— STATED PROBLEM —
Of the lines listed below, how many contain the string "code"? Answer with the number alone.

— RECORDS TO USE —
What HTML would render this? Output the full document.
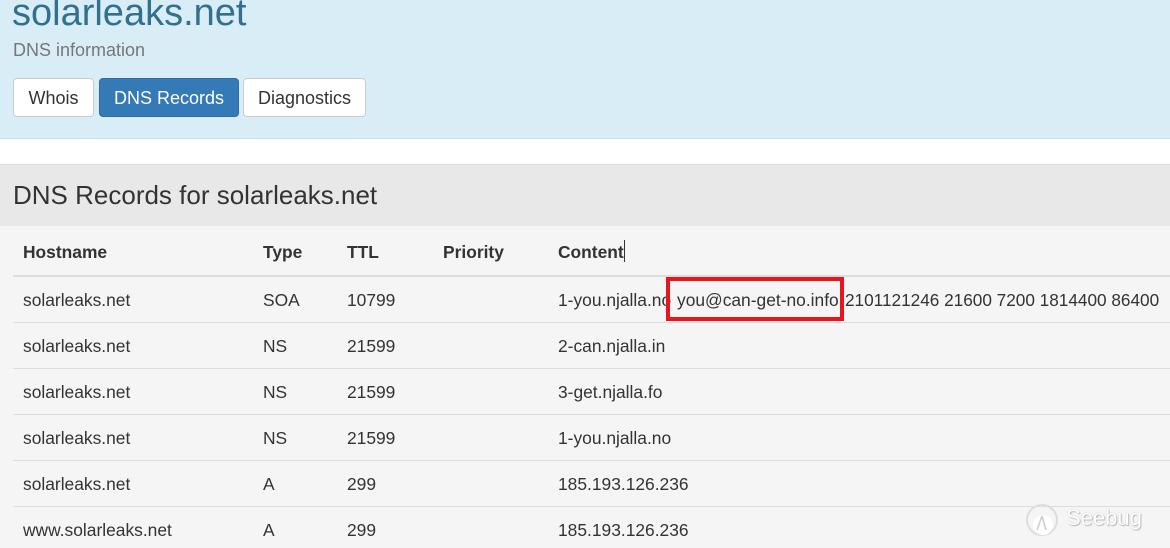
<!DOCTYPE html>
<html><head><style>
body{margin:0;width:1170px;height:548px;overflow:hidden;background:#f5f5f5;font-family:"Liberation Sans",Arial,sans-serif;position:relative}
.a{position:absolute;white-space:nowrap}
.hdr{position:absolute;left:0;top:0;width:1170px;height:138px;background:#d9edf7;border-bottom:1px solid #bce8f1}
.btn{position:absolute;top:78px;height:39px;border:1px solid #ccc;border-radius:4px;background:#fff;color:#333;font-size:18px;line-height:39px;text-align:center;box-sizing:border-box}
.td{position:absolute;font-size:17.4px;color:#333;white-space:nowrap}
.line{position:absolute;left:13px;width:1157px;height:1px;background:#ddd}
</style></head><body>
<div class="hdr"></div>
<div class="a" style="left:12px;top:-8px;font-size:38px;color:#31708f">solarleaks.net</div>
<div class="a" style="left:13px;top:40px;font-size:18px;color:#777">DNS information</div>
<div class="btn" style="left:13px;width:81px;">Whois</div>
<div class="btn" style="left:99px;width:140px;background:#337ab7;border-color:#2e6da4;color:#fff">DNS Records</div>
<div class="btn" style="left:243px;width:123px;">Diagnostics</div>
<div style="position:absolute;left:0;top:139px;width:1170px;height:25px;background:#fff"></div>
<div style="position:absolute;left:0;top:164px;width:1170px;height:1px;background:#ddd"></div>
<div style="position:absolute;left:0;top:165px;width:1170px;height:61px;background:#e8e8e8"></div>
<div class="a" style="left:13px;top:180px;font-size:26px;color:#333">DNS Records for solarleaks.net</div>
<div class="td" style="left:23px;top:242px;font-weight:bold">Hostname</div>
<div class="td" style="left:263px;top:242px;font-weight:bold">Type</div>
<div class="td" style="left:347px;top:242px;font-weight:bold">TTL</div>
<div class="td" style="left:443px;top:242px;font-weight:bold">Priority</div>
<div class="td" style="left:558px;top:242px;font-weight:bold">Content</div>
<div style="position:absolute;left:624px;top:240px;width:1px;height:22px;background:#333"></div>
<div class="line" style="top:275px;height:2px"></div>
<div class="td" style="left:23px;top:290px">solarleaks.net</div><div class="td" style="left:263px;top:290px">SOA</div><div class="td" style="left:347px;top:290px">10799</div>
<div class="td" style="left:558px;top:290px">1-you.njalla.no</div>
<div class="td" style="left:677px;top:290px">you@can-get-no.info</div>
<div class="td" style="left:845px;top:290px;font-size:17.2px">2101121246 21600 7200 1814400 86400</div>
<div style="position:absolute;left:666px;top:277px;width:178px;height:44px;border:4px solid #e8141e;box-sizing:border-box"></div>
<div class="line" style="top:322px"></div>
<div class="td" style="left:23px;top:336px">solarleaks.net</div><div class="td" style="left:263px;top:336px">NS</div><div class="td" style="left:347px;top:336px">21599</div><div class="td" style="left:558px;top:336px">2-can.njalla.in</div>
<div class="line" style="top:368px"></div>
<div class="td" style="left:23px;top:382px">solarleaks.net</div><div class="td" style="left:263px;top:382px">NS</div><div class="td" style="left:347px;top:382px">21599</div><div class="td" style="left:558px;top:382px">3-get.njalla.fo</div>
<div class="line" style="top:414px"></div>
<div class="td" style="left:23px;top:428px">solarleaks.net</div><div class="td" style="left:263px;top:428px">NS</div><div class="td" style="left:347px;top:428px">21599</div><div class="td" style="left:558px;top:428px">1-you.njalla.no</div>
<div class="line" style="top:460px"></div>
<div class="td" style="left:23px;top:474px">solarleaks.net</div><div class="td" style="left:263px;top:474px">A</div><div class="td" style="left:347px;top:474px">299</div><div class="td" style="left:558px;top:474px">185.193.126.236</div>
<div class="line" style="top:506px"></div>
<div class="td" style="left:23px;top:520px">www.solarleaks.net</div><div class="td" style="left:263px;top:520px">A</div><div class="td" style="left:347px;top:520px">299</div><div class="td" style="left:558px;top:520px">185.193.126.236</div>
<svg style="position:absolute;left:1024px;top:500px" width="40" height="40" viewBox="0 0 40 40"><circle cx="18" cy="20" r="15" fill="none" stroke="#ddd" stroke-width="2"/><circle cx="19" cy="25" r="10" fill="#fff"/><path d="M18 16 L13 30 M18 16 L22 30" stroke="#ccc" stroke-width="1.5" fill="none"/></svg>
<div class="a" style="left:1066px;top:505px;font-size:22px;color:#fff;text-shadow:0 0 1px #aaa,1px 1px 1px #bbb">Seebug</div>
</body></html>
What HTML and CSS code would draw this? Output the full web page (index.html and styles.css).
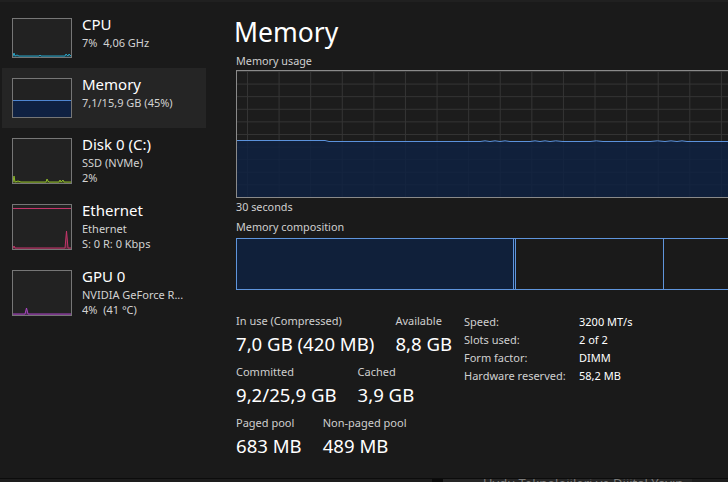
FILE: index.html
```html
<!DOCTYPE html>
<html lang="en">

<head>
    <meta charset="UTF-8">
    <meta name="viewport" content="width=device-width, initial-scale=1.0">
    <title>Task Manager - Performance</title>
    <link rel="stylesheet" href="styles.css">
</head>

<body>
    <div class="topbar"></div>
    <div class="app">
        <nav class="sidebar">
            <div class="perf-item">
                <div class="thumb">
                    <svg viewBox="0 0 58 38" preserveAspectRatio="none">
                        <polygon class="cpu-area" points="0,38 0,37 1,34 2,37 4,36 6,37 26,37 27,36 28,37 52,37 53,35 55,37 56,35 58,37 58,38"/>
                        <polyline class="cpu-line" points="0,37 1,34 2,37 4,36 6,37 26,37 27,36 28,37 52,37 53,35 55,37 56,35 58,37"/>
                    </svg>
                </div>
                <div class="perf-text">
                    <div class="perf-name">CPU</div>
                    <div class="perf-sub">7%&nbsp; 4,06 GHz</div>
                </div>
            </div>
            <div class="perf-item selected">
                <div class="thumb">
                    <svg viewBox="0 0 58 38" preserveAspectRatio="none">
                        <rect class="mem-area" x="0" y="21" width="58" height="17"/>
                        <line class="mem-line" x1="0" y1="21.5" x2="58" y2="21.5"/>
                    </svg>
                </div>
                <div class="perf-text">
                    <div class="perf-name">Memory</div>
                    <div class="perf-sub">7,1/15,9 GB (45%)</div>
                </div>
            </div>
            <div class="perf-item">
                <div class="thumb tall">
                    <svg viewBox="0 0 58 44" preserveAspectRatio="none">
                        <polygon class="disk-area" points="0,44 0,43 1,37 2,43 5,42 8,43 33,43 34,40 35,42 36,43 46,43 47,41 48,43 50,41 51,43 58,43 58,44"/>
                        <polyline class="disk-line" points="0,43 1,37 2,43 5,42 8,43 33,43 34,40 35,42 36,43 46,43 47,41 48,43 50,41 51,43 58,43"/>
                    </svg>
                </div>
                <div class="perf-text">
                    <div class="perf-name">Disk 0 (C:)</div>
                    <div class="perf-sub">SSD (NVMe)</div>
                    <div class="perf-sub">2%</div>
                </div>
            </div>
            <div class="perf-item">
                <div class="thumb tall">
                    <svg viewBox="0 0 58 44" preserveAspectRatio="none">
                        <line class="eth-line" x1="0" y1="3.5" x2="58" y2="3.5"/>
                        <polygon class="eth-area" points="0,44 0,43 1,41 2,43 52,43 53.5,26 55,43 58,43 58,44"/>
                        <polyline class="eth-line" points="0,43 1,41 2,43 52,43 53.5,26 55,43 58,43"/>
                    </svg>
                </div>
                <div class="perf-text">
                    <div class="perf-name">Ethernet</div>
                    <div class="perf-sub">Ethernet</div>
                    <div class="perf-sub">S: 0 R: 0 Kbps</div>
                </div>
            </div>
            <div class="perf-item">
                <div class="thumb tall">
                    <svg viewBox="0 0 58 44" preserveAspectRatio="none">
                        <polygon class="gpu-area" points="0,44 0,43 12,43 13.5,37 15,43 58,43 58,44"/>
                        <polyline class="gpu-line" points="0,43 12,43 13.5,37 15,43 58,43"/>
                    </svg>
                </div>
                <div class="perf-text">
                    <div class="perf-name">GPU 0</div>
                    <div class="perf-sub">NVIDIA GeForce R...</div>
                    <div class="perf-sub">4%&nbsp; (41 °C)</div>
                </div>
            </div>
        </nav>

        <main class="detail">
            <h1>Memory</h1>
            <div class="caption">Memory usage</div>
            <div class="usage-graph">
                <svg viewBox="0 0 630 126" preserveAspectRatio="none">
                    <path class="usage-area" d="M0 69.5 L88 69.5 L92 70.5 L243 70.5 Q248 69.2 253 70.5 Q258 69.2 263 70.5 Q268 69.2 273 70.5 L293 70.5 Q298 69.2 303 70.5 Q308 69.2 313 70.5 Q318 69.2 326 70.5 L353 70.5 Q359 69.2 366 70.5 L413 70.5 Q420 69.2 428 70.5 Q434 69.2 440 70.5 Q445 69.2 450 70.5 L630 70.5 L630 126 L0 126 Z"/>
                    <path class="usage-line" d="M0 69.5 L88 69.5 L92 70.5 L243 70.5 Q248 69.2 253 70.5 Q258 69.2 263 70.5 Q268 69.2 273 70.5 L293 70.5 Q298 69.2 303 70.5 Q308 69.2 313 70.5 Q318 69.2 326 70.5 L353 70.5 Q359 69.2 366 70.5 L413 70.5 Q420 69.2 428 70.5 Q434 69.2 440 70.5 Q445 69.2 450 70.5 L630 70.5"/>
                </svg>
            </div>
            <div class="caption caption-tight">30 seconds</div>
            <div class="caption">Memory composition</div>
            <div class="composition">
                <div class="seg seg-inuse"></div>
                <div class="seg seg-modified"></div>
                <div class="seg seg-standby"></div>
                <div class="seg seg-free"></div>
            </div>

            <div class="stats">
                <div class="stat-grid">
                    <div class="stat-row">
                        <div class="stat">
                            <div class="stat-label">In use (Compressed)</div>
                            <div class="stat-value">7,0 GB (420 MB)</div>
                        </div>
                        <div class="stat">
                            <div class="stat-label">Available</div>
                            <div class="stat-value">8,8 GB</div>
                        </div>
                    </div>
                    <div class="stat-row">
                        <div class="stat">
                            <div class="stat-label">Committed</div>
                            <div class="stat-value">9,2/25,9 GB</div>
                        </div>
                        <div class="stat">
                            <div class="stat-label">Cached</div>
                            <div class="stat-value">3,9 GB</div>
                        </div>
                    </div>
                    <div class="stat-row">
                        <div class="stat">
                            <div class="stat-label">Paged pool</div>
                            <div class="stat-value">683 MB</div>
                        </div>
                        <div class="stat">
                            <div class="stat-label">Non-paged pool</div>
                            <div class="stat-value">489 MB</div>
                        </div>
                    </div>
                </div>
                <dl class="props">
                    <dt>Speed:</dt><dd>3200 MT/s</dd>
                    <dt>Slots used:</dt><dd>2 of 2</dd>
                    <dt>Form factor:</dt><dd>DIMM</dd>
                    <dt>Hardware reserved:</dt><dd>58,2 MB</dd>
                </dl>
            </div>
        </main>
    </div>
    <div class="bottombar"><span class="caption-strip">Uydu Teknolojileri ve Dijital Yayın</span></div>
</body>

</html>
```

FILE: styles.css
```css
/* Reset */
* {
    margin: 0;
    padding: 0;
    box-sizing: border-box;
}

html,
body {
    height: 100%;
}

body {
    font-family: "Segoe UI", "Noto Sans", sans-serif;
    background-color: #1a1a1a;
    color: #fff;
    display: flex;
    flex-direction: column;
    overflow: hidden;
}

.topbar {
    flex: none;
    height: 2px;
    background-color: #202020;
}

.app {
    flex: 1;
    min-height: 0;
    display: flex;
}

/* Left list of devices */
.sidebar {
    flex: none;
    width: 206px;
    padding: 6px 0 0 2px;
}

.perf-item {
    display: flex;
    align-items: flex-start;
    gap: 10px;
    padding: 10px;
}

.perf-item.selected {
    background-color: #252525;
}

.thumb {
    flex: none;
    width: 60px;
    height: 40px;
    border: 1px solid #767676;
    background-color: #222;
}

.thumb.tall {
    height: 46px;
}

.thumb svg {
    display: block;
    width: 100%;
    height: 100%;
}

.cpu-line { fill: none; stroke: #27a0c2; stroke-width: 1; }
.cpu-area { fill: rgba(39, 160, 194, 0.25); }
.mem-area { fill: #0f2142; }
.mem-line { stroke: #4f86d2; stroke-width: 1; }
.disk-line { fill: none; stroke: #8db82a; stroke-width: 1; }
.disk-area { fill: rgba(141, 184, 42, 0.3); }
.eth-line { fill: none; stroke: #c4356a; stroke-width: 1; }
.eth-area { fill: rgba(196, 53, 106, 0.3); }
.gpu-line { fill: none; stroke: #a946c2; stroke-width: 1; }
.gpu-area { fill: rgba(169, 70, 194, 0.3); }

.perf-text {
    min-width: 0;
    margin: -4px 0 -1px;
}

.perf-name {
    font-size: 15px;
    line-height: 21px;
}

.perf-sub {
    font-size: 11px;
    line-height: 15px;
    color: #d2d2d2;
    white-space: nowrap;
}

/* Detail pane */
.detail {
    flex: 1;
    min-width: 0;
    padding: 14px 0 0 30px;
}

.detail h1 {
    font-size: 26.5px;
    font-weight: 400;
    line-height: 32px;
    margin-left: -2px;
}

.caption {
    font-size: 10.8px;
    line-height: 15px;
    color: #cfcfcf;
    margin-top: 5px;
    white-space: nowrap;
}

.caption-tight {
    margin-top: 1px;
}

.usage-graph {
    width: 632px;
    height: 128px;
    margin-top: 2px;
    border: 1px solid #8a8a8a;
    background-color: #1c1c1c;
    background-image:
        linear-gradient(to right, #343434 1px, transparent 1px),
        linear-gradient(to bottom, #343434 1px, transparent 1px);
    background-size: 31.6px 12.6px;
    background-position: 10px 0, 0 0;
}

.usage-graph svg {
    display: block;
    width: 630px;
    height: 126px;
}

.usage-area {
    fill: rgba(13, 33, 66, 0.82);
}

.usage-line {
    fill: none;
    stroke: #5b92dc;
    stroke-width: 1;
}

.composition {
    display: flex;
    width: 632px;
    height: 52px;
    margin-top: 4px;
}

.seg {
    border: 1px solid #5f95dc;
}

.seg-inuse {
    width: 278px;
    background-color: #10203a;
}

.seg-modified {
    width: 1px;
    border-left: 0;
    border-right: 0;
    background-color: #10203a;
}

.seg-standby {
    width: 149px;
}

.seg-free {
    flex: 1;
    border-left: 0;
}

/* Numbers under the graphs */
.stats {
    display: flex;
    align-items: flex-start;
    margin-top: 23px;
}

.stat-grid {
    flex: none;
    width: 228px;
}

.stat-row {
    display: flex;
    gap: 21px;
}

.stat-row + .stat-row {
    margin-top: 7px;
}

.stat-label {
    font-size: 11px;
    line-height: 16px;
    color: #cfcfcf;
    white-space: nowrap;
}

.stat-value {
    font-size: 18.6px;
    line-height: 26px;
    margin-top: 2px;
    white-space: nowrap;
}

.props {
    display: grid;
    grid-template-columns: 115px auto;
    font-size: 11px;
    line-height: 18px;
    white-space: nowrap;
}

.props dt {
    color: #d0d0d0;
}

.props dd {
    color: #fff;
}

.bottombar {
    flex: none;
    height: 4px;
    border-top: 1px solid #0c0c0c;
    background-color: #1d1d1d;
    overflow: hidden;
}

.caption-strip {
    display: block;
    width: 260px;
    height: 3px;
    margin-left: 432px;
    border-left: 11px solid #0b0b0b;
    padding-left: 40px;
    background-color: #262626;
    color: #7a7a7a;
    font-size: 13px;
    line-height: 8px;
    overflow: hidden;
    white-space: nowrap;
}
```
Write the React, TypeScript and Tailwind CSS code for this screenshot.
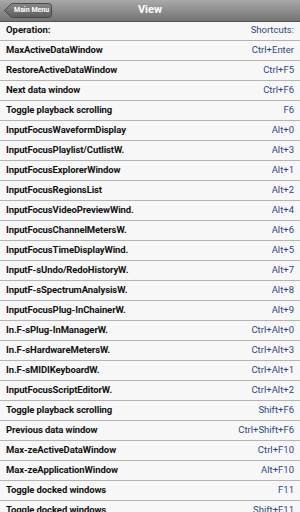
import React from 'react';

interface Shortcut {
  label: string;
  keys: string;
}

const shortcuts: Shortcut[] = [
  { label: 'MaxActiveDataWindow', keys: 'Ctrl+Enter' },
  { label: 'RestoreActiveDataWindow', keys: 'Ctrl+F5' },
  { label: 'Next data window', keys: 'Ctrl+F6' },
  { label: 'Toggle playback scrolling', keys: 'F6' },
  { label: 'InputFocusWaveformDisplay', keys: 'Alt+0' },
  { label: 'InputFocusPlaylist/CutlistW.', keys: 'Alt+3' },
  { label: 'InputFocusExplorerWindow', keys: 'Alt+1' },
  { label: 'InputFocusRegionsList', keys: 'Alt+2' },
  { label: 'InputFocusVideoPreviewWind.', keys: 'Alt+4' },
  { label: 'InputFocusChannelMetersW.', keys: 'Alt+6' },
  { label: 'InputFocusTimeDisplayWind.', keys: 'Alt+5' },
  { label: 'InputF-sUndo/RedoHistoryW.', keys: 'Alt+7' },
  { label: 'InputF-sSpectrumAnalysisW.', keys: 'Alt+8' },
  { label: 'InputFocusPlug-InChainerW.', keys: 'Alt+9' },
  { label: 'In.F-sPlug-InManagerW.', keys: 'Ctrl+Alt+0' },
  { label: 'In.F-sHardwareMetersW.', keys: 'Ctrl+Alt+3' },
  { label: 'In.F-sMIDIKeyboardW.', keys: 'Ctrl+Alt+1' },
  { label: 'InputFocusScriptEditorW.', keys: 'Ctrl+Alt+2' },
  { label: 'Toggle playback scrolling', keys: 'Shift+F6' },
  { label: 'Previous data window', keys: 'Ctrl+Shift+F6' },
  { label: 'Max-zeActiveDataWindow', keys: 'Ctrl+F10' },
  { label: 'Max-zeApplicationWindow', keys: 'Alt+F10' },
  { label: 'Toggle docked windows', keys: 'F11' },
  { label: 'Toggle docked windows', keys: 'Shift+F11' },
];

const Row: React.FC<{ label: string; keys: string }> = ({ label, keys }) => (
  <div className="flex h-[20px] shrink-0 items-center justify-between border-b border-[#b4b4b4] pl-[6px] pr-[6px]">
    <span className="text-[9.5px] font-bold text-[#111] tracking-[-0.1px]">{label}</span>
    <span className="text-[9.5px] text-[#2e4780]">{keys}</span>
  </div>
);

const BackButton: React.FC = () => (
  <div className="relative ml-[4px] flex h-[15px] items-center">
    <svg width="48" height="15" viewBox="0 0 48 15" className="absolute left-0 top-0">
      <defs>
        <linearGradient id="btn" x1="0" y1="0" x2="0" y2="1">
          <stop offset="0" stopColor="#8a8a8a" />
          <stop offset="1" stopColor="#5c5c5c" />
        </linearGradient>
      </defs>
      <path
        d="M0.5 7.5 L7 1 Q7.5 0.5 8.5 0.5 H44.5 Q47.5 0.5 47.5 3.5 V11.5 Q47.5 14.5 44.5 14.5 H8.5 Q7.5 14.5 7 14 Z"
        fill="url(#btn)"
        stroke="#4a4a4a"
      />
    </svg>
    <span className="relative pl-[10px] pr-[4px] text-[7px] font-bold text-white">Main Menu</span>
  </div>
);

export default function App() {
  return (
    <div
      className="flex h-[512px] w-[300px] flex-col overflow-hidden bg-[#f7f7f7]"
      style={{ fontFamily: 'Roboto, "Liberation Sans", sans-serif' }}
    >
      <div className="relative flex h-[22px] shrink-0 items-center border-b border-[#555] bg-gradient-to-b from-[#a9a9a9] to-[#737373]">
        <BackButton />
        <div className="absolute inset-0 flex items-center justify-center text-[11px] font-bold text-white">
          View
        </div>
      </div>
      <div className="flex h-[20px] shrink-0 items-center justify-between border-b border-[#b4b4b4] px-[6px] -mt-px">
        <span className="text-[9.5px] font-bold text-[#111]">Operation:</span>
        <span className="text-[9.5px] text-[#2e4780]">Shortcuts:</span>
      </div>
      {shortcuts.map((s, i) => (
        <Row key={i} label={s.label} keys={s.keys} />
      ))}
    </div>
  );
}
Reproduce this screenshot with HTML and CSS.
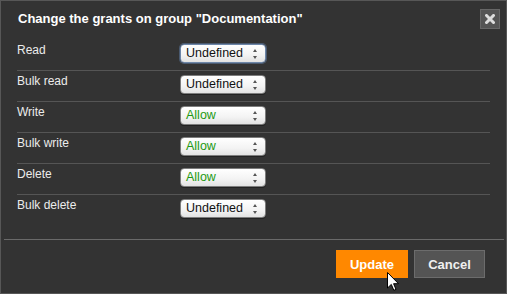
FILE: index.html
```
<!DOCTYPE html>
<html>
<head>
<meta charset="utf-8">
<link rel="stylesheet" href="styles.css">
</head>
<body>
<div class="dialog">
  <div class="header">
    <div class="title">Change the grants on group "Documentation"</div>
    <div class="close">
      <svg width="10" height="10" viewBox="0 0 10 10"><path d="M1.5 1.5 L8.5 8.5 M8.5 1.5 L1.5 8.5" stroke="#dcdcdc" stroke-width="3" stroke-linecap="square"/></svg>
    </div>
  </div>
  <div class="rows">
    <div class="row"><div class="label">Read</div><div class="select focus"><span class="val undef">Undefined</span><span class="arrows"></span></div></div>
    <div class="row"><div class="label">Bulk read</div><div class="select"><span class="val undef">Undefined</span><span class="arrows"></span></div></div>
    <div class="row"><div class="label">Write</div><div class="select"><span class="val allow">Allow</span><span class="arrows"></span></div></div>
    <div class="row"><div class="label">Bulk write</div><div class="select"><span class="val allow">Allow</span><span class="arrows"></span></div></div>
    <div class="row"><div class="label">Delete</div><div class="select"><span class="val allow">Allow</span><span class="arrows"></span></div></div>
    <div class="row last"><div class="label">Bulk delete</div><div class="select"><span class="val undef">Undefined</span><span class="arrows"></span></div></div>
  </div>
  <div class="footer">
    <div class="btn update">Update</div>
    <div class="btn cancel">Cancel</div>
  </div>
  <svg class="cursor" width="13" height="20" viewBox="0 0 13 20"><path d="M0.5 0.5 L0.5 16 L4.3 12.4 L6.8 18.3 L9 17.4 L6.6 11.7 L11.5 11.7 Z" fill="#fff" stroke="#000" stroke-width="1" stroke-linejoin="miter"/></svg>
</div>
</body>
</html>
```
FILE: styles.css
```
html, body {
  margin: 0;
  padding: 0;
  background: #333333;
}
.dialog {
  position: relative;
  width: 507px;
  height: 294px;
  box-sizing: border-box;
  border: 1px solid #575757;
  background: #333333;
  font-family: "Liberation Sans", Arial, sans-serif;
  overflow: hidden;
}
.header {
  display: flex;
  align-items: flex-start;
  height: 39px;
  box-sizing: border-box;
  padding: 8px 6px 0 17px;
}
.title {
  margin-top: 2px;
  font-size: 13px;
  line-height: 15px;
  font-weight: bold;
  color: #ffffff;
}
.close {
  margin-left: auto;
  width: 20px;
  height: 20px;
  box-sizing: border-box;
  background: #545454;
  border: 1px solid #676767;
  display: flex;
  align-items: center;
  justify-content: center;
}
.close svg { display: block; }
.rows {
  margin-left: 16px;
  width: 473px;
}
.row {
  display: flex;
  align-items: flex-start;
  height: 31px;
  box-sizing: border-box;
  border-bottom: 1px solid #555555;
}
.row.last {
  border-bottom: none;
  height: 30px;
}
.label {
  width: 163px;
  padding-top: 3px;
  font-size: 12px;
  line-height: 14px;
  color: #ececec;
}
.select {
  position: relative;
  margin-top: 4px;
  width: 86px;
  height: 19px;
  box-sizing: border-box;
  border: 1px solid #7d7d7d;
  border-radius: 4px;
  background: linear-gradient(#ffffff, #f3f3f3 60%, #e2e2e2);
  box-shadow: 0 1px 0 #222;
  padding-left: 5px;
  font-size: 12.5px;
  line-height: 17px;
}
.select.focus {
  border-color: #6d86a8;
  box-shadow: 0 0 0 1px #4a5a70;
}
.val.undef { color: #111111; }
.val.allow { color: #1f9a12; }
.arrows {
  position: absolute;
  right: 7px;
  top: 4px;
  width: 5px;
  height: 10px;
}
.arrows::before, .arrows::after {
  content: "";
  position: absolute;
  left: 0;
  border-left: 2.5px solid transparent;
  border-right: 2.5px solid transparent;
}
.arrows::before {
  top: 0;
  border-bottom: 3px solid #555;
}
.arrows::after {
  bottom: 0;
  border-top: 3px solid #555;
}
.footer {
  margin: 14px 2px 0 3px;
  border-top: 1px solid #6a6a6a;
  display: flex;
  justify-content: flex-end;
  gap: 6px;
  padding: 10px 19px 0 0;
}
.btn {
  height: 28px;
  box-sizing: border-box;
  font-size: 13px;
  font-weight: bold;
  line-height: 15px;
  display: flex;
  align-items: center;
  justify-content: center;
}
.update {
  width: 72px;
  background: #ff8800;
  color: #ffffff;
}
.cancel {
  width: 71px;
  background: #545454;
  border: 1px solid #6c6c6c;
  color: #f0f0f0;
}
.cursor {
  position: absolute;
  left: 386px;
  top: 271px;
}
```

— SOLUTION FOR THIS PROBLEM —
2